Breaking Down Barriers-Advancing Neurodiversity in the Workplace
  • 4 min read

Strategies for Success-Adapting Hiring Processes for Neurodiverse Candidates

Neurodivergent people can experience a wide number of barriers in the workplace because the workplace is normally suited to neurotypical people. Embracing neurodivergent people can unlock new insights and benefits for businesses. The world of work is changing – employers need to adapt to it.

Firstly, there needs to be an understanding of the barriers neurodivergent employees face. This will help understand ways to support neurodivergent employees.


It’s important to note that while they may have similar barriers, no two neurodivergent employees are the same. This is why communication is so important in order to best understand what they struggle with, and find ways to support them. Neurodiversity in the workforce is needed, it will just take a couple of steps to get there. Don’t stereotype based on their condition, as each individual is different, and has different challenges to overcome and adjustments they may need.

Furthermore, there is a clear benefit of having neurodiversity in your workplace as presented in research by JPMorgan Chase. Their Autism at Work program found that people with autism work 48% faster and are 92% more productive than their colleagues – presenting a clear incentive for employers.
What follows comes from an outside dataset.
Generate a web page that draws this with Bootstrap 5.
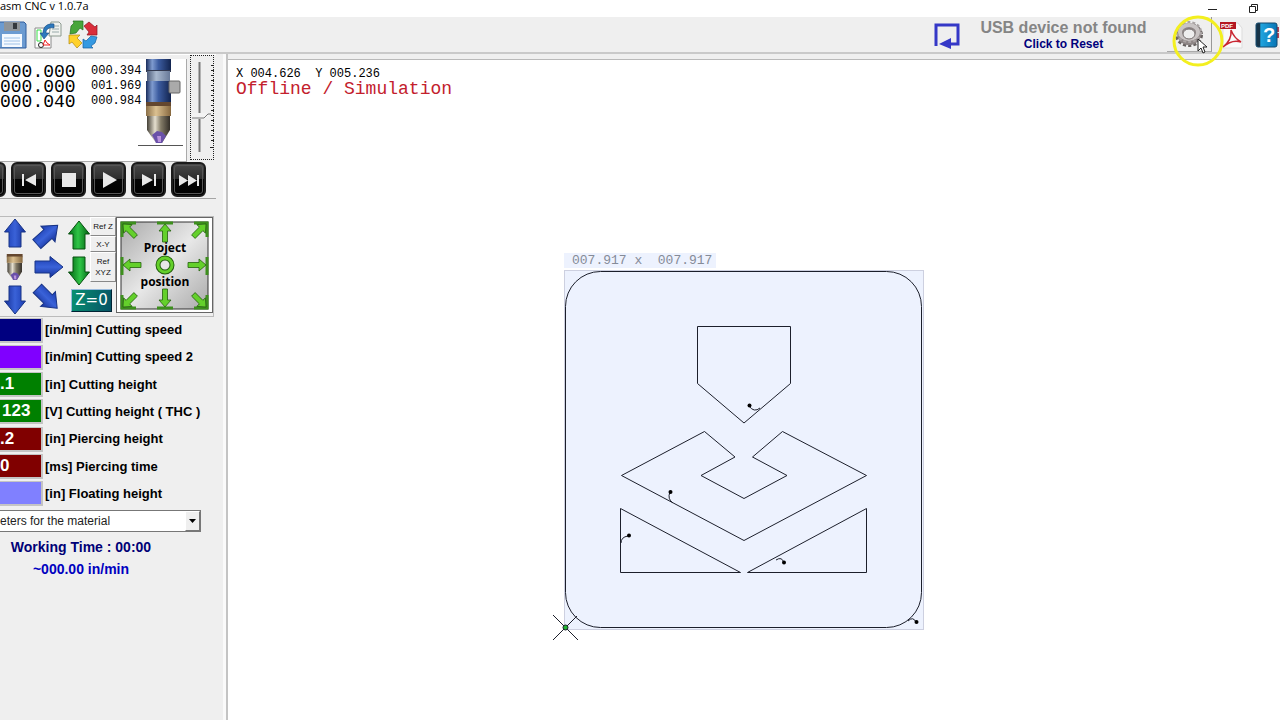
<!DOCTYPE html>
<html lang="en">
<head>
<meta charset="utf-8">
<meta name="viewport" content="width=device-width, initial-scale=1">
<title>asm CNC v 1.0.7a</title>
<link href="https://cdn.jsdelivr.net/npm/bootstrap@5.3.0/dist/css/bootstrap.min.css" rel="stylesheet">
<style>
  body { background: #efefef; color: #000; font-family: "Liberation Sans", Arial, sans-serif; font-size: 14px; line-height: 16px; overflow: hidden; }
  button { border: 0; background: none; padding: 0; color: inherit; }
  svg { display: block; flex-shrink: 0; overflow: visible; }
  .mono { font-family: "Liberation Mono", "Courier New", monospace; }
  .titlebar { height: 17px; background: #fff; font: 11px/12px "Open Sans", sans-serif; }
  .titlebar h1 { font: inherit; margin: 0; }
  .win-controls { gap: 32px; padding-right: 22px; }
  .toolbar { height: 37px; border-bottom: 2px solid #c9c9c9; }
  .file-tools { gap: 7px; }
  .usb-text { width: 207px; line-height: 17px; color: #858585; font-size: 16px; padding-top: 2px; }
  .usb-text small { display: block; font-size: 12px; color: #00007c; font-weight: 700; }
  .gear-btn { width: 45px; height: 35px; border-right: 1px solid #999; border-bottom: 1px solid #aaa; position: relative; padding-left: 8px; }
  .pointer { position: absolute; left: 4px; top: -3px; z-index: 2; }
  .side { width: 228px; border-right: 2px solid #c4c4c4; box-shadow: inset -3px 0 #fafafa; }
  .side-body { width: 216px; border-top: 1px solid #fff; }
  .dro { height: 107px; }
  .readout { width: 187px; height: 103px; margin-top: 4px; background: #fff; border-right: 1px solid #aaa; border-bottom: 1px solid #aaa; overflow: hidden; }
  .dro-big { width: 92px; font-size: 18px; line-height: 15px; padding-top: 6px; }
  .dro-small { width: 47px; font-size: 12px; line-height: 15px; padding-top: 5px; white-space: nowrap; }
  .slider-box { width: 24px; height: 105px; margin-left: 3px; border: 1px dotted #222; position: relative; }
  .slider-box input { position: absolute; inset: 0; width: 22px; height: 103px; opacity: 0; margin: 0; }
  .transport { width: 206px; gap: 5px; overflow: hidden; }
  .media { width: 35px; height: 35px; flex-shrink: 0; border-radius: 6px; border: 2px solid #1b1b1b; background: linear-gradient(#484848, #2c2c2c 48%, #050505 50%, #000); outline: 1px solid #555; outline-offset: -4px; }
  .media svg { margin: auto; }
  .divider { border-bottom: 1px solid #a5a5a5; height: 2px; }
  .jog { height: 101px; margin-top: 17px; width: 214px; border: solid #bbb; border-width: 1px 1px 1px 0; }
  .jog-a { width: 28px; padding: 2px 0 2px 4px; }
  .jog-b { width: 36px; padding: 6px 0 6px 8px; }
  .jog-c { width: 52px; }
  .ref-btn { width: 26px; background: #efefef; border: 1px solid #fff; border-right-color: #888; border-bottom-color: #888; font-size: 8px; line-height: 11px; color: #111; }
  .r1 { height: 19px; } .r2 { height: 16px; } .r3 { height: 30px; }
  .zero-btn { width: 41px; height: 23px; margin-left: 7px; background: linear-gradient(100deg, #079070, #075366); border: 1px solid #023; border-top-color: #9bd; border-left-color: #9bd; color: #fff; font: 15px/19px "DejaVu Sans", sans-serif; }
  .clip { overflow: hidden; }
  .params { height: 190px; align-content: space-between; }
  .param { height: 26px; font-weight: 700; font-size: 13px; gap: 2px; }
  .param input { width: 43px; height: 25px; border: 2px solid #c4c4c4; border-left: 0; border-top-width: 1px; border-radius: 0; padding: 0; color: #fff; font-weight: 700; font-size: 17px; }
  .param input.three { padding-left: 2px; }
  .c-navy { background: #000080; } .c-violet { background: #8000ff; } .c-green { background: #008000; }
  .c-red { background: #800000; } .c-lilac { background: #8080ff; }
  .combo { width: 201px; height: 22px; margin-top: 3px; border: 1px solid #777; border-left: 0; background: #fff; position: relative; }
  .combo select { appearance: none; border: 0; width: 100%; height: 20px; padding: 0; font-size: 12px; background: none; color: #222; }
  .combo-arrow { position: absolute; right: 0; top: 0; width: 15px; height: 20px; background: #efefef; border: 1px solid #fff; border-right-color: #777; border-bottom-color: #777; pointer-events: none; }
  .status { width: 162px; line-height: 22px; margin-top: 4px; font-weight: 700; color: #000076; }
  .rate { color: #0000c0; }
  .stage { background: #fff; margin-top: 5px; border-top: 1px solid #b9b9b9; padding: 8px 8px 0; }
  .coords { font-size: 12px; line-height: 12px; white-space: pre; }
  .mode { font-size: 18px; line-height: 18px; color: #c3202c; }
  .part { width: 360px; margin: 155px auto 0; }
  .part-wrap { padding-right: 20px; }
  .part-size { background: #edf2fe; color: #858b98; font-size: 13px; line-height: 15px; width: 152px; padding-left: 8px; margin-bottom: 2px; white-space: pre; }
</style>
</head>
<body class="d-flex flex-column vh-100">
<svg width="0" height="0" class="position-absolute" aria-hidden="true">
  <defs>
    <linearGradient id="blueG"><stop offset="0" stop-color="#1a3cb0"/><stop offset=".5" stop-color="#3a62d8"/><stop offset="1" stop-color="#142f96"/></linearGradient>
    <linearGradient id="greenG"><stop offset="0" stop-color="#006b16"/><stop offset=".45" stop-color="#2fc446"/><stop offset="1" stop-color="#00600f"/></linearGradient>
    <linearGradient id="steel"><stop offset="0" stop-color="#182c5c"/><stop offset=".25" stop-color="#7f9bcf"/><stop offset=".5" stop-color="#3c5ca0"/><stop offset="1" stop-color="#12244f"/></linearGradient>
    <linearGradient id="ring"><stop offset="0" stop-color="#4d5d7b"/><stop offset=".4" stop-color="#a9b9cf"/><stop offset="1" stop-color="#687a99"/></linearGradient>
    <linearGradient id="brass"><stop offset="0" stop-color="#8a6f48"/><stop offset=".4" stop-color="#dcc191"/><stop offset="1" stop-color="#87683f"/></linearGradient>
    <linearGradient id="nozzle"><stop offset="0" stop-color="#433f35"/><stop offset=".35" stop-color="#e5dfcf"/><stop offset=".6" stop-color="#847c68"/><stop offset="1" stop-color="#332e28"/></linearGradient>
    <linearGradient id="plate" x2="1" y2="1"><stop offset="0" stop-color="#aaa"/><stop offset=".5" stop-color="#e8e8e8"/><stop offset="1" stop-color="#aaa"/></linearGradient>
    <linearGradient id="book"><stop offset="0" stop-color="#173448"/><stop offset=".2" stop-color="#173448"/><stop offset=".22" stop-color="#20a5df"/><stop offset="1" stop-color="#0874b4"/></linearGradient>
    <path id="arr" d="M11 0 21.500 13H17V28H5V13H.5Z"/>
    <path id="pin" d="M0-10 6-3H2.500V8H-2.500V-3H-6Z"/>
    <g id="torch">
      <rect width="25" height="11" fill="url(#steel)"/><rect y="11" width="25" height="2" fill="#333a50"/>
      <rect x="1" y="12" width="23" height="10" fill="url(#ring)"/>
      <rect y="22" width="25" height="21" fill="url(#steel)"/>
      <rect y="43" width="25" height="5" fill="#64472f"/>
      <rect y="47" width="25" height="10" fill="url(#brass)"/>
      <path d="M1 57H24V71L16 84H10L1 71Z" fill="url(#nozzle)"/>
      <path d="M6 76 11 72 16 73 20 77 16 84H10Z" fill="#6a51a9"/><path d="M11 77h4v6h-3z" fill="#b993dc"/>
    </g>
  </defs>
</svg>

<header class="titlebar d-flex justify-content-between">
  <h1>asm CNC v 1.0.7a</h1>
  <div class="win-controls d-flex">
    <button aria-label="Minimize"><svg width="9" height="12"><path d="M0 6.500H9" stroke="#222"/></svg></button>
    <button aria-label="Restore"><svg width="9" height="12" fill="none" stroke="#222"><path d="M.5 3.500H6.500V9.500H.5ZM2.500 3V1.500H8.500V7.500H7"/></svg></button>
  </div>
</header>

<nav class="toolbar d-flex align-items-center flex-shrink-0">
  <div class="file-tools d-flex align-items-center">
    <button aria-label="Save"><svg width="27" height="28"><path d="M-2 1H24L26 3V27H-2Z" fill="#6c9bd1" stroke="#315f9e"/><rect x="4" y="1" width="16" height="9" fill="#8f9499"/><rect x="13" y="2" width="4" height="6" fill="#34383d"/><rect x="2" y="13" width="20" height="13" fill="#f4f9ff"/><path d="M4 17H20M4 20H20M4 23H20" stroke="#9fc2e8"/></svg></button>
    <button aria-label="Import drawing"><svg width="28" height="28"><path d="M1 7H17V27H1Z" fill="#fff" stroke="#8a8a8a"/><path d="M17 1H25L27 3V15H15Z" fill="#f1f3f0" stroke="#8c9a90"/><path d="M18 5H25M18 8H25M18 11H25" stroke="#9aa"/><path d="M3 9H7V20H3Z" fill="none" stroke="#39df48"/><path d="M20 3C12 2 9 7 9 12H6L10 18 15 12H12C12 8 15 6 20 7Z" fill="#2d79bd" stroke="#194b80" stroke-width=".6"/><circle cx="7" cy="24" r="2.500" fill="none" stroke="#222"/><path d="M9 24 11 19 13 22 16 24Z" fill="none" stroke="#e22"/></svg></button>
    <button aria-label="Refresh"><svg width="29" height="28" stroke-width=".7"><path d="M1 13 2 5 5 2 4 0H14V9L11 7 7 12Z" fill="#48a63b" stroke="#246d20"/><path d="M15 5 20 1 26 6 28 4V14H18L20 11Z" fill="#da2e3b" stroke="#8c1520"/><path d="M28 16 26 22 22 25 24 27H14V18L17 20 22 15Z" fill="#3599e1" stroke="#1460a2"/><path d="M13 22 8 27 3 21 0 23V14H11L8 17Z" fill="#ffd12b" stroke="#b28a10"/></svg></button>
  </div>
  <div class="d-flex align-items-center ms-auto">
    <button aria-label="Reconnect"><svg width="26" height="28"><path d="M2 25V4H24V23H17" fill="none" stroke="#3538c7" stroke-width="3"/><path d="M5 23 17 17V28Z" fill="#3538c7"/></svg></button>
    <button class="usb-text fw-bold text-center">USB device not found<small>Click to Reset</small></button>
    <button class="gear-btn" aria-label="Settings" id="settings">
      <svg width="28" height="28"><ellipse cx="14" cy="15" rx="12" ry="10" fill="none" stroke="#66605f" stroke-width="4" stroke-dasharray="3 2"/><ellipse cx="14" cy="14" rx="9" ry="8" fill="none" stroke="#8d8585" stroke-width="6"/><ellipse cx="14" cy="12" rx="9" ry="7" fill="none" stroke="#c9c4c4" stroke-width="4"/><ellipse cx="14" cy="12" rx="12" ry="10" fill="none" stroke="#aaa4a4" stroke-width="2" stroke-dasharray="3 2"/><ellipse cx="14" cy="14" rx="6" ry="5" fill="#eee" stroke="#746d6d"/></svg>
      <svg class="pointer" width="54" height="54"><circle cx="27" cy="27" r="24" fill="none" stroke="#f3ef1f" stroke-width="3"/><path d="M27 25V37L30 34 32 39 34 38 32 33H36Z" fill="#fff" stroke="#222"/></svg>
    </button>
    <button class="ms-2" aria-label="Manual PDF"><svg width="23" height="28"><path d="M3 2H18L22 7V27H3Z" fill="#fafafa" stroke="#ddd"/><rect y="1" width="16" height="7" fill="#b41822"/><text x="1" y="7" font-size="6" font-weight="bold" fill="#fff">PDF</text><path d="M11 9Q14 17 21 21Q12 18 3 26Q12 19 11 9Z" fill="none" stroke="#c92732" stroke-width="1.500"/></svg></button>
    <button class="ms-2 ps-1" aria-label="Help"><svg width="25" height="28"><path d="M21 6H24V11H21ZM21 12H24V17H21Z" fill="#b74152"/><rect x="1" y="2" width="21" height="24" rx="2" fill="url(#book)" stroke="#124b70"/><text x="14" y="21" text-anchor="middle" font-size="20" font-weight="bold" fill="#fff">?</text></svg></button>
  </div>
</nav>

<div class="d-flex flex-grow-1">
  <aside class="side flex-shrink-0">
    <div class="side-body">
      <div class="dro d-flex">
        <div class="readout d-flex">
          <div class="dro-big mono">000.000<br>000.000<br>000.040</div>
          <div class="dro-small mono">000.394<br>001.969<br>000.984</div>
          <svg width="48" height="90" aria-hidden="true"><use href="#torch" x="8"/><rect x="31" y="22" width="11" height="12" rx="1" fill="#aaa" stroke="#666"/><path d="M0 86.500H45" stroke="#555"/></svg>
        </div>
        <div class="slider-box">
          <svg width="22" height="103"><path d="M8.500 6V96" stroke="#777" stroke-width="2"/><path d="M20 9.500H23M20 14.500H23M20 19.500H23M20 24.500H23M20 29.500H23M20 34.500H23M20 39.500H23M20 44.500H23M20 49.500H23M20 54.500H23M20 59.500H23M20 64.500H23M20 69.500H23M20 74.500H23M20 79.500H23M20 84.500H23M19 91.500H23" stroke="#222"/><path d="M1 57H14L18 59 14 63H1Z" fill="#f3f3f3"/><path d="M1 62H13L17 58H20" fill="none" stroke="#777"/></svg>
          <input type="range" aria-label="Speed override">
        </div>
      </div>
      <div class="transport d-flex justify-content-end">
        <button class="media" aria-label="First"></button>
        <button class="media" aria-label="Previous"><svg width="16" height="16" fill="#e8e8e8"><path d="M1 2H3V14H1ZM15 2V14L4 8Z"/></svg></button>
        <button class="media" aria-label="Stop"><svg width="16" height="16"><path d="M1 1H15V15H1Z" fill="#e8e8e8"/></svg></button>
        <button class="media" aria-label="Play"><svg width="16" height="18"><path d="M2 1 16 9 2 17Z" fill="#e8e8e8"/></svg></button>
        <button class="media" aria-label="Next"><svg width="16" height="16" fill="#e8e8e8"><path d="M13 2H15V14H13ZM1 2V14L12 8Z"/></svg></button>
        <button class="media" aria-label="Last"><svg width="20" height="16" fill="#e8e8e8"><path d="M18 3H20V14H18ZM0 3V14L9 8.500ZM9 3V14L18 8.500Z"/></svg></button>
      </div>
      <div class="divider"></div>

      <section class="jog d-flex align-items-stretch" aria-label="Jog">
        <div class="jog-a d-flex flex-column justify-content-between">
          <button aria-label="Y plus"><svg width="22" height="28"><use href="#arr" fill="url(#blueG)" stroke="#183486"/></svg></button>
          <svg class="clip" width="22" height="26" viewBox="-4 43 34 41" aria-hidden="true"><use href="#torch"/></svg>
          <button aria-label="Y minus"><svg width="22" height="28"><use href="#arr" fill="url(#blueG)" stroke="#183486" transform="rotate(180 11 14)"/></svg></button>
        </div>
        <div class="jog-b d-flex flex-column justify-content-between">
          <button aria-label="X and Y plus"><svg width="26" height="22"><use href="#arr" fill="url(#blueG)" stroke="#183486" transform="translate(1 -3) rotate(48 11 14) translate(0 1)"/></svg></button>
          <button aria-label="X plus"><svg width="26" height="22"><use href="#arr" fill="url(#blueG)" stroke="#183486" transform="translate(2 -3) rotate(90 11 14)"/></svg></button>
          <button aria-label="X plus, Y minus"><svg width="26" height="22"><use href="#arr" fill="url(#blueG)" stroke="#183486" transform="translate(1 -3) rotate(135 11 14) translate(0 1)"/></svg></button>
        </div>
        <div class="jog-c d-flex flex-column">
          <div class="d-flex">
            <div class="d-flex flex-column gap-2 ps-1 pt-1">
              <button aria-label="Z up"><svg width="22" height="28"><use href="#arr" fill="url(#greenG)" stroke="#07500f"/></svg></button>
              <button aria-label="Z down"><svg width="22" height="28"><use href="#arr" fill="url(#greenG)" stroke="#07500f" transform="rotate(180 11 14)"/></svg></button>
            </div>
            <div class="d-flex flex-column">
              <button class="ref-btn r1">Ref Z</button>
              <button class="ref-btn r2">X-Y</button>
              <button class="ref-btn r3">Ref<br>XYZ</button>
            </div>
          </div>
          <button class="zero-btn mt-1">Z=0</button>
        </div>
        <button class="ms-auto align-self-start" aria-label="Project position">
          <svg width="97" height="97">
            <rect x=".5" y=".5" width="96" height="95" fill="#fff" stroke="#666"/>
            <rect x="5" y="5" width="87" height="87" fill="url(#plate)" stroke="#333"/>
            <path d="M6 20V6H20M41 6H57M78 6H91V20M91 40V58M91 78V91H78M57 91H41M20 91H6V78M6 58V40" fill="none" stroke="#3d8f1d" stroke-width="3"/>
            <g fill="#64d02b" stroke="#24610e" stroke-width=".8">
              <use href="#pin" x="49" y="17"/><use href="#pin" transform="translate(49 80) rotate(180)"/>
              <use href="#pin" transform="translate(17 48) rotate(-90)"/><use href="#pin" transform="translate(80 48) rotate(90)"/>
              <use href="#pin" transform="translate(14 14) rotate(-45)"/><use href="#pin" transform="translate(83 14) rotate(45)"/>
              <use href="#pin" transform="translate(14 83) rotate(-135)"/><use href="#pin" transform="translate(83 83) rotate(135)"/>
            </g>
            <circle cx="49" cy="48" r="7" fill="none" stroke="#24610e" stroke-width="5"/><circle cx="49" cy="48" r="7" fill="none" stroke="#64d02b" stroke-width="3"/>
            <g font-family="Open Sans, sans-serif" font-size="12" font-weight="bold" text-anchor="middle" fill="#000"><text x="49" y="35">Project</text><text x="49" y="69">position</text></g>
          </svg>
        </button>
      </section>

      <div class="params d-grid">
        <div class="param d-flex align-items-center"><input id="p1" class="c-navy"><label for="p1">[in/min] Cutting speed</label></div>
        <div class="param d-flex align-items-center"><input id="p2" class="c-violet"><label for="p2">[in/min] Cutting speed 2</label></div>
        <div class="param d-flex align-items-center"><input id="p3" class="c-green" value=".1"><label for="p3">[in] Cutting height</label></div>
        <div class="param d-flex align-items-center"><input id="p4" class="c-green three" value="123"><label for="p4">[V] Cutting height ( THC )</label></div>
        <div class="param d-flex align-items-center"><input id="p5" class="c-red" value=".2"><label for="p5">[in] Piercing height</label></div>
        <div class="param d-flex align-items-center"><input id="p6" class="c-red" value="0"><label for="p6">[ms] Piercing time</label></div>
        <div class="param d-flex align-items-center"><input id="p7" class="c-lilac"><label for="p7">[in] Floating height</label></div>
      </div>

      <div class="combo">
        <select aria-label="Parameters for the material"><option>eters for the material</option></select>
        <span class="combo-arrow"><svg width="13" height="18"><path d="M3 7H10L6.500 11Z"/></svg></span>
      </div>
      <div class="status text-center">Working Time : 00:00<div class="rate">~000.00 in/min</div></div>
    </div>
  </aside>

  <main class="stage flex-grow-1">
    <div class="coords mono">X 004.626  Y 005.236</div>
    <div class="mode mono">Offline / Simulation</div>
    <div class="part-wrap">
      <figure class="part">
        <figcaption class="part-size mono">007.917 x  007.917</figcaption>
        <svg width="360" height="360" viewBox="564 270 360 360" fill="none" stroke="#1c1f2b" role="img" aria-label="Cutting paths">
          <rect x="564.500" y="270.500" width="359" height="359" fill="#edf2fe" stroke="#cdd0e0"/>
          <rect x="565.500" y="271.500" width="356" height="356" rx="35"/>
          <path d="M697.500 326.500H790.500V383.500L744 423 697.500 383.500Z"/>
          <path d="M704.500 431.500 735 457 701 475.500 744 498.500 787 475.500 752.500 457 782.500 431.500 866.500 475.500 744 540.500 621.500 475.500Z"/>
          <path d="M620.500 508.500V572.500H740.500ZM866.500 508.500V572.500H747.500Z"/>
          <path d="M749 406Q754 413 760 408M670 492Q667 499 673 503M628 536Q621 537 621 543M776 560Q782 556 784 563M908 621Q913 616 916 622"/>
          <g fill="#000" stroke="none"><circle cx="749.500" cy="405.500" r="2"/><circle cx="670.500" cy="492" r="2"/><circle cx="629" cy="535.500" r="2"/><circle cx="784" cy="562.500" r="2"/><circle cx="916.500" cy="622" r="2"/></g>
          <path d="M553 615 578 640M553 640 577 616"/><circle cx="565.500" cy="627.500" r="2.500" fill="#21b531"/>
        </svg>
      </figure>
    </div>
  </main>
</div>
<script src="https://cdn.jsdelivr.net/npm/bootstrap@5.3.0/dist/js/bootstrap.bundle.min.js"></script>
</body>
</html>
The social model of disability

The social model of disability states that people are disabled by barriers in society. It helps to show that barriers make life more difficult for neurodiverse individuals. Removing these barriers can create equality and changes the way that people talk about disability. The social model of disability identifies that the problem is with society not with the disabled person themselves. For example, if in school a child with dyslexia can’t read off of the board because of the font that is being used, the problem lies with the teacher and school for not providing accommodations for the child. However, not everyone agrees with the social model of disability. How anyone wants to talk about their disability is up to them.

Barriers for neurodiversity in the workplace

Neurodiversity in the workplace is needed, but we first need to identify the barriers that neurodivergent individuals face.

Communication styles

There are certain fonts that are difficult for dyslexic people to read. This means that it’s important to identify the fonts that the dyslexic employee struggles with and make sure it’s not commonly used, or sent to the employee.

Office setting

Some neurodivergent people struggle with concentrating if they are distracted. These distractions vary from person to person and may include noise, movement, light, smells, etc. Making arrangements in the office may help overcome this. For example, they could benefit from working from a private room in the office, working from home, or any other space that presents fewer distractions and is more comfortable for them.

Additionally, some of these distractions can contribute to sensory overload. For those who are sensitive to light, it may be beneficial for them to work in a space that has natural lighting. Moreover, to combat noise it may be helpful to supply noise-canceling headphones. Even wallpaper can cause over-stimulation for some, this could occur if it’s over-decorated.


Similar to office settings, computer screens can be quite distracting for some. They can also be too bright and lack applications to support neurodivergent employees. Similarly, desks may lack equipment/items that could help with personal organization which some may struggle with. This could include filing drawers, notepads, trays, organization apps, and more.


Breaks are important for both neurodivergent and neurotypical employees alike. However, some neurodivergent individuals may have a need for longer or shorter but more frequent breaks. For example, someone with ADHD may struggle working long hours and only have a single break which would cause their concentration levels to suffer.

Working practices

Some neurodivergent employees may have found ways to complete tasks that work for them, which may not work for a neurotypical employee. Therefore any changes expected to their working practices could massively deter them, causing stress. This is why it’s crucial to communicate with neurodivergent employees and find out if they have unique working practices so you get an idea of what to expect. Neurodivergent employees shouldn’t be expected to work the same way as neurotypical employees.

Lack of training on policies

A lack of understanding of the policies in place for neurodiversity in the workplace is a big barrier that affects neurodivergent individuals. If a neurodivergent employee is unaware of the policies that can support them, and what they are allowed to request from employers then that can be a barrier for them.

Final Thoughts

It’s clear that neurodivergent employees face different workplace barriers. Therefore, to ensure they have the support they need, it is important to discuss their barriers and requirements on an individual basis. This conversation can help nurture your relationship with the neurodivergent employee. Organizations greatly benefit from neurodiversity and in order to reap these benefits, leaders must ensure neurodiverse employees have their needs met to grow to their fullest potential.